New York’s Future: Cuomoism Without Cuomo?
Few know his name, but Robert Mujica is one of New York State’s most powerful people: a neoliberal super-technocrat who long served as Andrew Cuomo’s right-hand man. Despite initially promising a clean break, Cuomo’s successor, Kathy Hochul, is signaling that Mujica will stay.
Kathy Hochul, the new governor of New York, has made it clear she wants to make a clean break from the Andrew Cuomo years and shore up her reelection prospects. The former lieutenant governor to the disgraced Cuomo, Hochul has purged numerous holdovers from his administration and made a few concrete policy changes, including announcing the correct number of coronavirus deaths and speeding up the release of funds for rental relief.
But amid the congratulatory coverage of Hochul, who does seem aware that she needs to mark a shift from all things Cuomo, there was one recent decision that should trouble millions of New Yorkers: Robert Mujica, Cuomo’s budget director, will continue to work under Hochul. The announcement of Mujica’s place in the new Hochul administration shows that the new governor will only go so far to listen to progressives.
Mujica, for most, might be another anonymous bureaucrat, a staffer retained for his extensive knowledge of state government. Under Cuomo, Mujica sat on more than thirty boards across the state, holding posts with the Metropolitan Transit Authority (MTA), the City University of New York (CUNY) Board of Trustees, and the Public Authorities Control Board. This gave him inordinate influence over the workings of state government.
It could be easily argued that there were few, if any, people working under Cuomo who had more power over the day-to-day operations of the state, who decided when and how money would be spent. In Mujica, Cuomo had a loyal solider to carry out his various attempts at austerity, including cuts to CUNY and ailing county governments during the COVID-19 pandemic.
Hochul’s decision to retain Mujica demonstrates that, at the very minimum, his past means little to her. Before he came to Cuomo, Mujica worked for the State Senate Republicans, who controlled the upper chamber with Cuomo’s encouragement and support. It was Mujica who, with Cuomo, worked to craft a power-sharing agreement between a conservative, breakaway faction of Democrats and the GOP, locking out the regular Democrats from power for almost a decade. This Senate coalition repeatedly blocked laws that would’ve strengthened New York’s tenant protections, helped combat climate change, and allowed undocumented immigrants to access tuition assistance. It was only in 2019, without Cuomo’s help, that Democrats took power in the State Senate and rushed various bottled-up bills to his desk.

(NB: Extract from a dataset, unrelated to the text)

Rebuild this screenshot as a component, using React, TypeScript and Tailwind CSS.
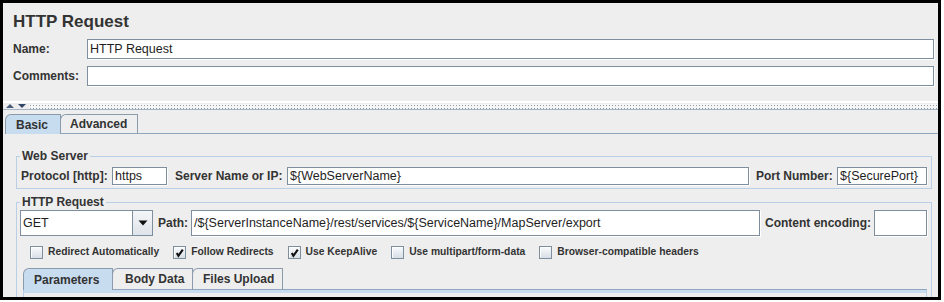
import React from "react";

const label = "font-bold text-[12px] text-[#333333] whitespace-nowrap";

function Field({ value, className }: { value?: string; className: string }) {
  return (
    <div
      className={`bg-white border border-[#7f8e9d] shadow-[1px_1px_0_#ffffff] flex items-center pl-[2px] text-[12.5px] text-[#1e1e1e] whitespace-nowrap overflow-hidden ${className}`}
    >
      {value}
    </div>
  );
}

function Check({ checked, text }: { checked?: boolean; text: string }) {
  return (
    <div className="flex items-center gap-[5px]">
      <svg width="13" height="13" viewBox="0 0 13 13">
        <defs>
          <linearGradient id="cbg" x1="0" y1="0" x2="0" y2="1">
            <stop offset="0" stopColor="#fbfcfd" />
            <stop offset="1" stopColor="#d6dde6" />
          </linearGradient>
        </defs>
        <rect x="0.5" y="0.5" width="12" height="12" fill="url(#cbg)" stroke="#7f8e9d" />
        <path d="M1.5 11.5 V1.5 H11.5" fill="none" stroke="#ffffff" />
        {checked && (
          <path d="M3.8 7 L5.4 9.8 L9.8 3.6" fill="none" stroke="#111111" strokeWidth="2.1" />
        )}
      </svg>
      <span className="font-bold text-[10.3px] text-[#333333] whitespace-nowrap">{text}</span>
    </div>
  );
}

function Tab({ text, selected, width, pl, h }: { text: string; selected?: boolean; width: string; pl: string; h: string }) {
  return (
    <div
      className={`${width} ${pl} ${h} -ml-px first:ml-0 border-t border-l border-r border-[#8b9bab] rounded-tl-[6px] font-bold text-[12px] text-[#333333] flex items-center whitespace-nowrap ${
        selected ? "bg-[#c8dcf0] relative z-10" : "bg-[#eeeeee] border-b border-b-[#8fa6bf]"
      }`}
    >
      {text}
    </div>
  );
}

export default function App() {
  return (
    <div className="w-[944px] h-[302px] bg-white font-['Liberation_Sans',Arial,sans-serif]">
      <div className="w-[941px] h-[300px] border-[3px] border-black bg-[#eeeeee] overflow-hidden flex flex-col">
        {/* header */}
        <div className="pt-[8px] pl-[10px] text-[17px] leading-[22px] font-bold text-[#333333]">HTTP Request</div>

        <div className="mt-[6px] flex items-center pr-[4px]">
          <div className={`${label} w-[84px] pl-[10px]`}>Name:</div>
          <Field value="HTTP Request" className="flex-1 h-[20px]" />
        </div>
        <div className="mt-[7px] flex items-center pr-[4px]">
          <div className={`${label} w-[84px] pl-[10px]`}>Comments:</div>
          <Field className="flex-1 h-[20px]" />
        </div>

        {/* splitter */}
        <div className="mt-[15px] h-[11px] border-t-2 border-white border-b border-b-[#a3b3c3] flex items-center pl-[3px]">
          <svg width="23" height="6" viewBox="0 0 23 6" className="shrink-0">
            <path d="M0 5 L4 1 L8 5 Z" fill="#4a5d78" />
            <path d="M12 1 L20 1 L16 5 Z" fill="#2f4466" />
          </svg>
          <div className="flex-1 h-[5px] bg-[#f6f6f6] bg-[radial-gradient(circle,#8f9cab_0.7px,transparent_0.9px)] bg-[length:3px_3px]" />
        </div>

        {/* top tabs */}
        <div className="mt-[4px] flex items-end pl-[2px]">
          <Tab text="Basic" selected width="w-[56px]" pl="pl-[10px]" h="h-[20px]" />
          <Tab text="Advanced" width="w-[78px]" pl="pl-[9px]" h="h-[20px]" />
          <div className="flex-1 h-[20px] border-b border-[#8fa6bf]" />
        </div>
        <div className="h-[4px] bg-[#c8dcf0]" />

        {/* Web Server */}
        <fieldset className="mt-[15px] ml-[13px] mr-[6px] border border-[#b8cfe5] pt-[4px] pb-[3px]">
          <legend className={`${label} ml-[3px] px-[2px] leading-[14px]`}>Web Server</legend>
          <div className="flex items-center pr-[4px]">
            <div className={`${label} w-[95px] pl-[4px]`}>Protocol [http]:</div>
            <Field value="https" className="w-[55px] h-[18px]" />
            <div className={`${label} w-[120px] pl-[8px]`}>Server Name or IP:</div>
            <Field value="${WebServerName}" className="flex-1 h-[18px]" />
            <div className={`${label} w-[88px] pl-[7px]`}>Port Number:</div>
            <Field value="${SecurePort}" className="w-[90px] h-[18px]" />
          </div>
        </fieldset>

        {/* HTTP Request */}
        <fieldset className="mt-[6px] ml-[13px] mr-[6px] border border-[#b8cfe5] pt-[1px] pb-[20px]">
          <legend className={`${label} ml-[3px] px-[2px] leading-[14px]`}>HTTP Request</legend>
          <div className="flex items-center pr-[4px]">
            <div className="ml-[3px] w-[133px] h-[26px] bg-white border border-[#7f8e9d] flex">
              <div className="flex-1 flex items-center pl-[2px] text-[12.5px] text-[#1e1e1e]">GET</div>
              <div className="w-[20px] border-l border-[#7f8e9d] bg-gradient-to-b from-[#f4f6f8] to-[#dfe4ea] flex items-center justify-center">
                <svg width="10" height="6" viewBox="0 0 10 6">
                  <path d="M0.5 0.5 L9.5 0.5 L5 5.5 Z" fill="#111111" />
                </svg>
              </div>
            </div>
            <div className={`${label} w-[38px] pl-[5px]`}>Path:</div>
            <Field value="/${ServerInstanceName}/rest/services/${ServiceName}/MapServer/export" className="flex-1 h-[26px]" />
            <div className={`${label} w-[114px] pl-[5px]`}>Content encoding:</div>
            <Field className="w-[53px] h-[26px]" />
          </div>

          <div className="mt-[9px] flex items-center gap-[14px] pl-[13px] h-[14px]">
            <Check text="Redirect Automatically" />
            <Check checked text="Follow Redirects" />
            <Check checked text="Use KeepAlive" />
            <Check text="Use multipart/form-data" />
            <Check text="Browser-compatible headers" />
          </div>

          {/* inner tabs */}
          <div className="mt-[9px] ml-[6px] mr-[4px]">
            <div className="flex items-end">
              <Tab text="Parameters" selected width="w-[90px]" pl="pl-[10px]" h="h-[22px]" />
              <Tab text="Body Data" width="w-[81px]" pl="pl-[12px]" h="h-[22px]" />
              <Tab text="Files Upload" width="w-[91px]" pl="pl-[10px]" h="h-[22px]" />
              <div className="flex-1 h-[22px] border-b border-[#8fa6bf]" />
            </div>
            <div className="h-[3px] bg-[#c8dcf0] border-x border-[#b8cfe5]" />
            <div className="h-[20px] border-x border-[#b8cfe5]" />
          </div>
        </fieldset>
      </div>
    </div>
  );
}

Mujica oversaw so much. When Cuomo, in the months before the pandemic, tried to slash Medicaid funding in the state, putting public hospitals in jeopardy, it was Mujica crafting the policy. When COVID-19 hit New York and Cuomo still attempted specific cuts to frontline hospitals, only failing because of backlash in the legislature, it was Mujica leading the fight on the governor’s behalf.
When Cuomo declared a state of emergency in 2020, he won sweeping new powers over the budget, thanks in part to weak-willed legislators who did not want to oppose him in a time of crisis. Cuomo was empowered to make unilateral budget cuts with little legislative input and deputized Mujica to do the cutting. Rather than negotiate with the legislature in the new process created to enact changes in the budget, Mujica dodged them altogether.
Instead, Mujica spent much of 2020 “withholding” funding from K–12 schools, higher education, social services, and local governments, disguising cuts as much as he could. In New Jersey, the possibility of taxes on the rich were raised to fill pandemic-induced shortfalls, but Mujica, with Cuomo’s blessing, shot down the demands. In the fall of 2020, the CUNY system, which serves a largely low-income, nonwhite student body, was thrown into chaos, with mass adjunct layoffs and overcrowded classes. Necessary state funding was not allocated that semester, thanks to Mujica.
Hochul probably believes it’s convenient enough to keep Mujica around. He’s not notorious and wasn’t named in the report that detailed how Cuomo staffers enabled their boss’s serial sexual harassment. He knows enough about how the machinery works. But he is emblematic of everything that must be purged from New York’s government. His ideology is fundamentally neoliberal; he would shred the social safety net and slash taxes on the rich if the politics of the state permitted it. It was why, before Cuomo, he was working so closely with the Senate Republicans.
If Hochul wants to win over progressives next year as she seeks reelection, she either needs to dump Mujica — unlikely, but there’s still time — or marginalize him. If Mujica is steering budget negotiations in 2022, Democrats in the Assembly and Senate will have to unite to combat his worst impulses. There is no Cuomo holdover who can inflict more damage. Mujica has the inclination, the intelligence, and the experience to reign over New York for years to come. His continued employment demonstrates that Hochul will only take the Left so seriously.